Elle admet néanmoins que "les choses auraient été bien plus compliquées si [s]on personnage avait été Marocain ou installé au Maroc. Les autorités de Rabat estiment que si on met en scène un personnage marocain, même dans une œuvre de fiction, on est responsable de l’image de la femme marocaine". Ce n’est pourtant pas tant pour échapper à la censure que Leïla Slimani n’a pas campé un personnage marocain que pour tendre à une "forme d’universalité" et déjouer ce qu’on pouvait attendre d’elle en France : "Quand une jeune maghrébine publie un premier roman, il faut que ce soit sur l’Islam, l’identité, le Maghreb, l’immigration, etc. Je voulais aussi dire qu’un Maghrébin en France a accès à l’universalité et n’est pas obligé de parler des dunes, des chameaux et des mosquées !", tranche l’auteur qui abhorre la sempiternelle question de l’identité à laquelle on veut toujours la ramener.
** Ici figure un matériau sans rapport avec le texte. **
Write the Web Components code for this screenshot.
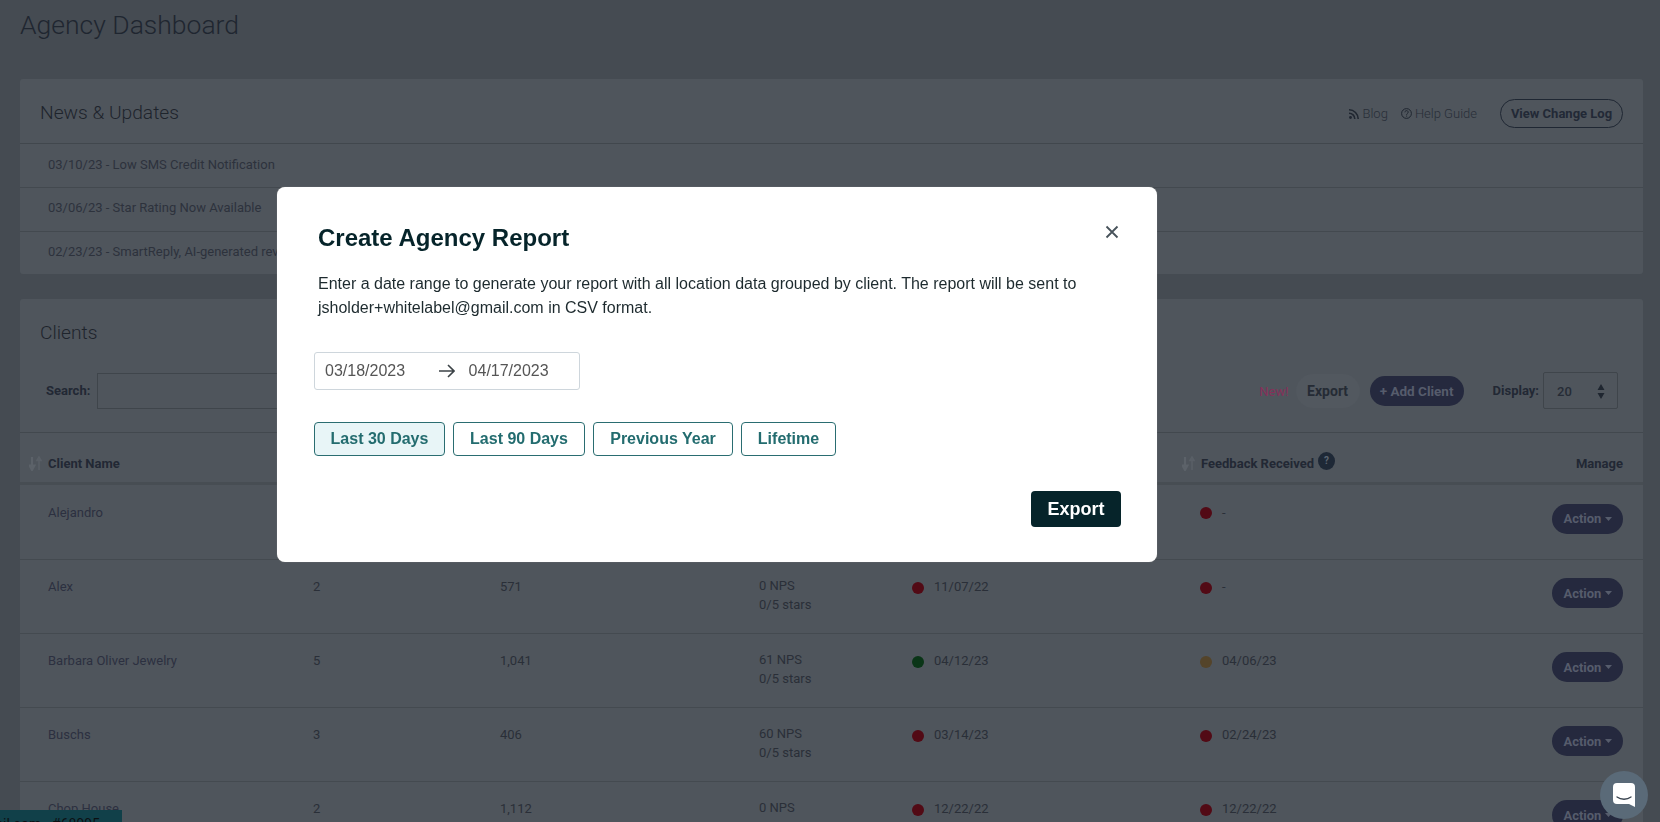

Franco-marocaine, Leïla Slimani est née en 1981 à Rabat d’une mère mi-alsacienne, mi-algérienne et d’un père marocain, des parents "très libres" à qui elle dédie le livre. "Mes parents étaient amoureux des livres et ils nous ont élevés de manière assez marginale en considérant que la liberté et la subversion étaient incontournables", témoigne-t-elle. En sortant du lycée français de Rabat, elle part en France et entre à Sciences Po Paris puis à l’ESCP, section média. Diplômée, elle est embauchée au journal "Jeune Afrique" où elle passe cinq ans. Mais "la vie dans une rédaction, c’est pas [s]on truc", admet-elle, dans un sourire. Elle démissionne pour se consacrer à l’écriture. Après un premier roman autobiographique resté au fond d’un tiroir - "dans l’écriture, il faut savoir jeter", confie-t-elle - c’est l’affaire DSK en 2011 qui lui donne l’idée de son roman. Elle allaite son fils, né de son mariage avec un banquier français, en regardant la télévision.
"La noirceur humaine me fascine"
"Je regardais ces images d’un homme défait, blafard. J’ai été interpellé par le fait qu’un homme qui a la maîtrise de sa vie et qui est arrivé si haut soit capable de tout perdre pour une affaire de sexe", explique-t-elle. Rapidement, l’idée de traiter le personnage au féminin s’impose à elle. "J’aime les femmes anti-héros. Je voulais sortir des personnages de mère courage. Ce sont les personnages féminins négatifs qui m’intéressent ", poursuit-elle.
Leïla Slimani se replonge dans la lecture de Madame Bovary, d’Anna Karénine et de ces femmes qui tentent "d’échapper à leur vie". Peu à peu, le personnage d’Adèle Robinson se dessine : "Pendant l’écriture du roman, je l’observais, je la laissais vivre. C’est d’ailleurs ce que m’a conseillé mon éditeur [Jean-Marie Laclavetine, ndlr] : de regarder Adèle et d’écrire ce qu’elle fait, pas ce qu’elle pense", explique Leïla Slimani, qui a voulu éviter l’écueil du roman psychologique.
"La noirceur humaine me fascine, je trouve ça vertigineux. Et il y a peu de personnages féminins qui sont explorée sous cet angle". Elle s’y est attelée et poursuit son exploration des vicissitudes féminines. La douce Leïla confie avoir entamé l’écriture d’un nouveau roman. "Là, c’est encore pire, je ne sais même pas comment je vais atteindre la noirceur de cet être", se demande-t-elle dans un éclat de rire solaire. Ça promet.